One cool morning in November 1942, Guss Orr's train chugged away from the buff-colored brick Texarkana Union Station. With a wad of cash and a worn suitcase full of warm clothes, the Chevrolet dealer was again headed 1,400 miles northeast in search of scarce cars and spare parts.
"Every month, dad took the train to Pennsylvania and New York to buy cars and parts, mostly from dealers who had been drafted," recalls David Orr, now 76 and a semiretired principal of Gregg Orr Auto Group in Texarkana, Texas. "He'd ship most back by rail and drive one home. He'd be gone six or seven days every month."

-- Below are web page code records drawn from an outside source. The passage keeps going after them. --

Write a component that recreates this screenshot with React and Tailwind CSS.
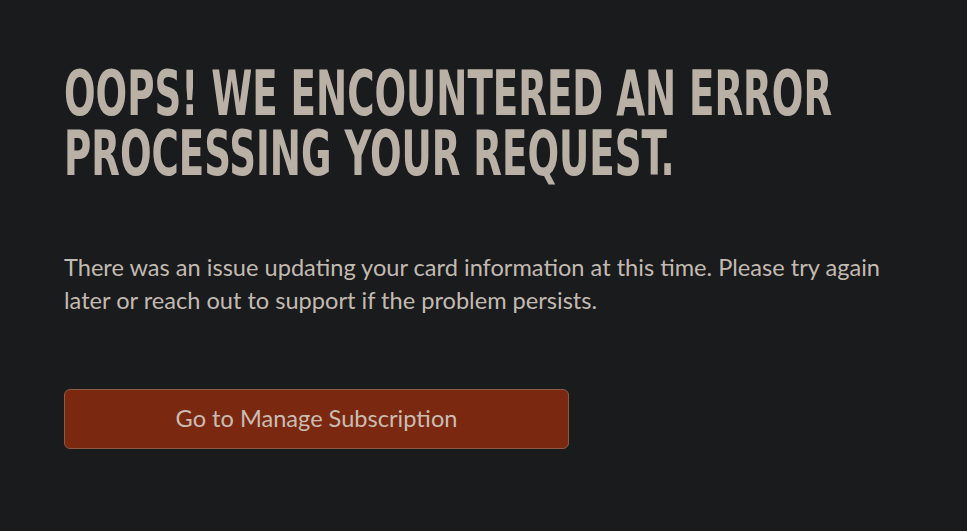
export default function App() {
  return (
    <div className="min-h-screen w-full bg-[#1a1b1d] text-[#bcb3aa]">
      <div className="pl-[64px] pt-[64px] pr-[64px]">
        <h1 className="text-[62px] leading-[60px] font-bold uppercase text-[#b9b0a6] [font-family:'DejaVu_Sans_Condensed','DejaVu_Sans',sans-serif]">
          <span className="block origin-left scale-x-[0.667] whitespace-nowrap">Oops! We encountered an error</span>
          <span className="block origin-left scale-x-[0.667] whitespace-nowrap">processing your request.</span>
        </h1>
        <p className="mt-[67px] text-[23.6px] leading-[33px] text-[#c2bab1] [font-family:Lato,sans-serif]">
          There was an issue updating your card information at this time. Please try again
          <br />
          later or reach out to support if the problem persists.
        </p>
        <button className="mt-[72px] flex h-[60px] w-[505px] items-center justify-center rounded-[6px] border border-[#8a5b47] bg-[#7b2810] text-[23.6px] text-[#c9bdb3] [font-family:Lato,sans-serif]">
          Go to Manage Subscription
        </button>
      </div>
    </div>
  );
}
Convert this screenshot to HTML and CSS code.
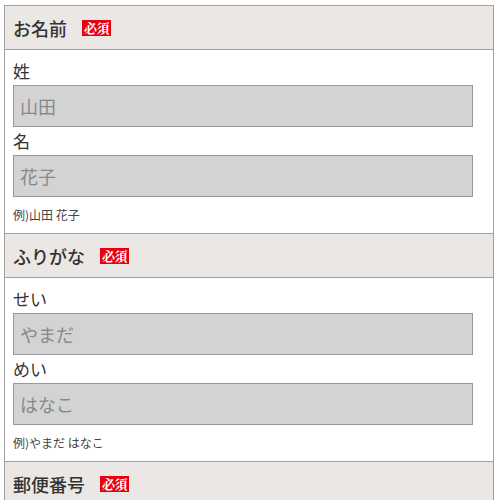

The U.S. entry into World War II had led to rationing of gasoline, rubber and anything else critical to the country's war effort. When the elder Orr returned after days driving the country's increasingly worn two-lane roads, the car was packed with any equipment and auto parts he could find.
"He'd have used tires, batteries, whatever," David Orr says. "My brother Maurice and I would help unload and put it in the pickup to take to the dealership."
It was 7-year-old David's introduction to total mobilization, a national commitment of all resources to the war effort. With it, the U.S. auto industry -- the country's heaviest and most capable manufacturers, which were concentrated near Detroit, far out of range of enemy bombers -- was completely transformed.